A cash-generative, gas-heavy North American IPP positioned to monetize AI data-center load and PJM capacity tightness—tempered by high leverage and regulatory risk.
Overview
Capital Power (CPX.TO) is a growth-oriented North American independent power producer with a simple, resilient model: develop/acquire/own/operate utility-scale generation and sell electricity, capacity, and ancillary services across Canadian and U.S. markets. By FY2025 it operated ~12.1 GW net across 35 facilities, with a deliberate mix of contracted cash flows (targeting >60% contracted via PPAs/tolling/ESAs with investment-grade counterparties) and merchant exposure that can capture price spikes in deregulated markets (e.g., Alberta AESO, U.S. PJM).

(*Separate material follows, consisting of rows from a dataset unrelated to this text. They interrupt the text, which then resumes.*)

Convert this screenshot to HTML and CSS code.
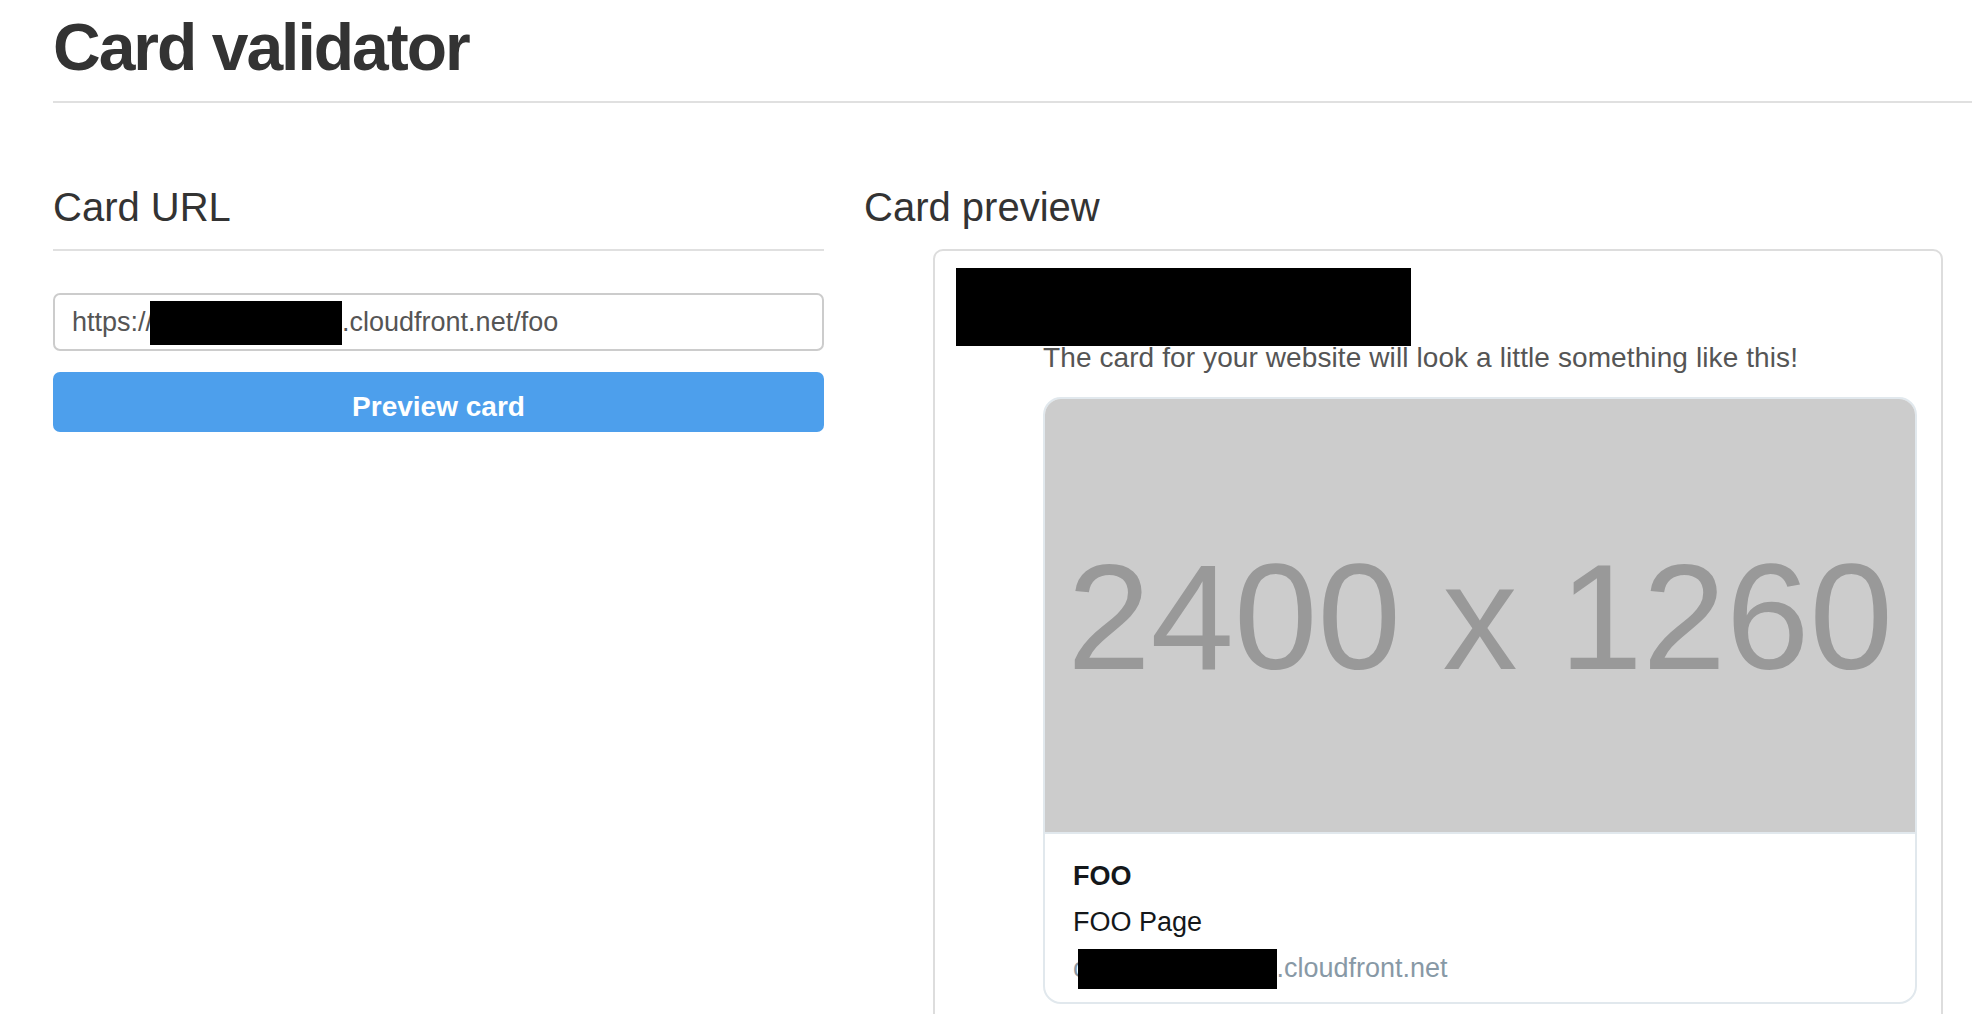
FILE: index.html
```html
<!DOCTYPE html>
<html lang="en">
<head>
  <meta charset="UTF-8" />
  <meta name="viewport" content="width=device-width, initial-scale=1.0" />
  <title>Card validator</title>
  <link rel="stylesheet" href="styles.css">
</head>
<body>
  <div class="page">
    <div class="page-header">
      <h1>Card validator</h1>
    </div>

    <div class="row">
      <div class="col-left">
        <h3 class="section-title underlined">Card URL</h3>
        <div class="form-control">
          <span>https://</span><span class="redact url-redact"></span><span>.cloudfront.net/foo</span>
        </div>
        <button class="btn-preview">Preview card</button>
      </div>

      <div class="col-right">
        <h3 class="section-title">Card preview</h3>
        <div class="preview-box">
          <div class="redact author-redact"></div>
          <div class="tweet">
            <p class="tweet-text">The card for your website will look a little something like this!</p>
            <div class="card">
              <div class="card-image">2400 x 1260</div>
              <div class="card-body">
                <div class="card-title">FOO</div>
                <div class="card-desc">FOO Page</div>
                <div class="card-url">c<span class="redact domain-redact"></span>.cloudfront.net</div>
              </div>
            </div>
          </div>
        </div>
      </div>
    </div>
  </div>
</body>
</html>
```

FILE: styles.css
```css
body {
  margin: 0;
  font-family: "Liberation Sans", Arial, sans-serif;
  font-size: 28px;
  color: #333;
  background: #fff;
  overflow: hidden;
}

.page {
  padding-left: 53px;
}

.page-header {
  border-bottom: 2px solid #e0e0e0;
  padding-bottom: 17px;
  margin-top: 11px;
}

h1 {
  margin: 0;
  font-size: 66px;
  font-weight: bold;
  letter-spacing: -2px;
  line-height: 1.1;
  color: #333;
}

.row {
  display: flex;
  gap: 40px;
  margin-top: 82px;
}

.col-left {
  width: 771px;
  flex-shrink: 0;
}

.col-right {
  flex: 1;
  padding-right: 29px;
}

.section-title {
  margin: 0;
  font-size: 40px;
  font-weight: normal;
  line-height: 44px;
  padding-bottom: 20px;
  color: #333;
}

.section-title.underlined {
  border-bottom: 2px solid #e0e0e0;
}

.form-control {
  margin-top: 42px;
  height: 58px;
  box-sizing: border-box;
  border: 2px solid #ccc;
  border-radius: 7px;
  padding: 2px 17px 0;
  display: flex;
  align-items: center;
  font-size: 27px;
  color: #555;
  white-space: nowrap;
}

.redact {
  display: inline-block;
  background: #000;
}

.url-redact {
  width: 192px;
  height: 44px;
  margin-left: -3px;
}

.btn-preview {
  display: block;
  width: 100%;
  margin-top: 21px;
  height: 60px;
  border: none;
  border-radius: 7px;
  background: #4d9fec;
  color: #fff;
  font-family: "Liberation Sans", Arial, sans-serif;
  font-size: 28px;
  font-weight: bold;
  padding: 10px 0 0;
}

.preview-box {
  margin-left: 69px;
  border: 2px solid #ddd;
  border-radius: 10px;
  padding: 17px 24px 20px 21px;
}

.author-redact {
  display: block;
  width: 455px;
  height: 78px;
  position: relative;
  z-index: 1;
}

.tweet {
  margin-left: 87px;
}

.tweet-text {
  margin: -8px 0 0;
  line-height: 39px;
  font-size: 28px;
  letter-spacing: 0.1px;
  color: #555;
}

.card {
  margin-top: 20px;
  border: 2px solid #e1e8ed;
  border-radius: 18px;
  overflow: hidden;
}

.card-image {
  height: 435px;
  background: #ccc;
  border-bottom: 2px solid #e1e8ed;
  display: flex;
  align-items: center;
  justify-content: center;
  font-size: 150px;
  color: #999;
  padding-top: 4px;
  box-sizing: border-box;
}

.card-body {
  padding: 19px 28px 11px;
  font-size: 27px;
  line-height: 46px;
  color: #14171a;
}

.card-title {
  font-weight: bold;
}

.card-url {
  color: #8899a6;
  white-space: nowrap;
}

.domain-redact {
  width: 199px;
  height: 40px;
  margin-left: -9px;
  vertical-align: -12px;
}
```
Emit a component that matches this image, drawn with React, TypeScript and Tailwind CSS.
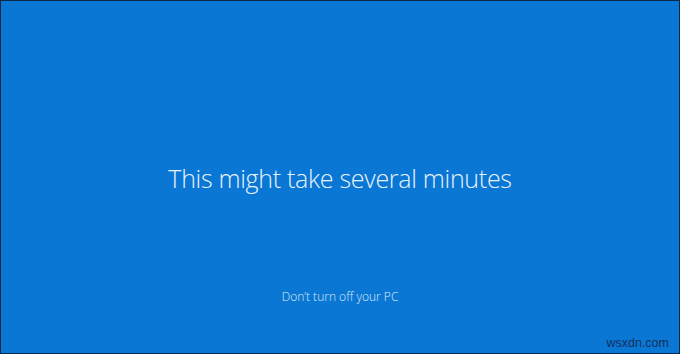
import React from 'react';

const App: React.FC = () => {
  return (
    <div className="w-[680px] h-[354px] border border-[#0b2a4a] bg-[#0a77d5] flex flex-col items-center relative" style={{ fontFamily: '"Open Sans", "Noto Sans", sans-serif' }}>
      <div className="flex-1 flex flex-col items-center">
        <h1 className="mt-[160px] text-[25px] leading-[34px] font-light text-[#e8f2fb] tracking-[-0.3px]">
          This might take several minutes
        </h1>
        <p className="mt-[94px] text-[12px] leading-[16px] font-light text-[#dce9f7]">
          Don&rsquo;t turn off your PC
        </p>
      </div>
      <span className="absolute right-[10px] bottom-[3px] text-[12.5px] leading-[14px] text-[#14305a]" style={{ fontFamily: '"Liberation Sans", Arial, sans-serif' }}>
        wsxdn.com
      </span>
    </div>
  );
};

export default App;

The fleet is anchored by high-efficiency natural gas—positioned as the flexible backbone for grid reliability—complemented by renewables (U.S. solar; Canada wind/solar) and early battery storage (170 MW Ontario BESS contracted to 2047). A defining 2025 step was the $3.0B acquisition of Hummel and Rolling Hills, adding 2.2 GW in PJM and lifting Capital Power into the top tier of North American IPPs by gas scale. Strategically, the company is repositioning from a Canada-centric generator to a continental infrastructure platform geared to U.S. capacity scarcity and the AI/data-center power buildout, evidenced by a binding MOU to supply 250 MW to an Alberta data-center developer starting around 2028.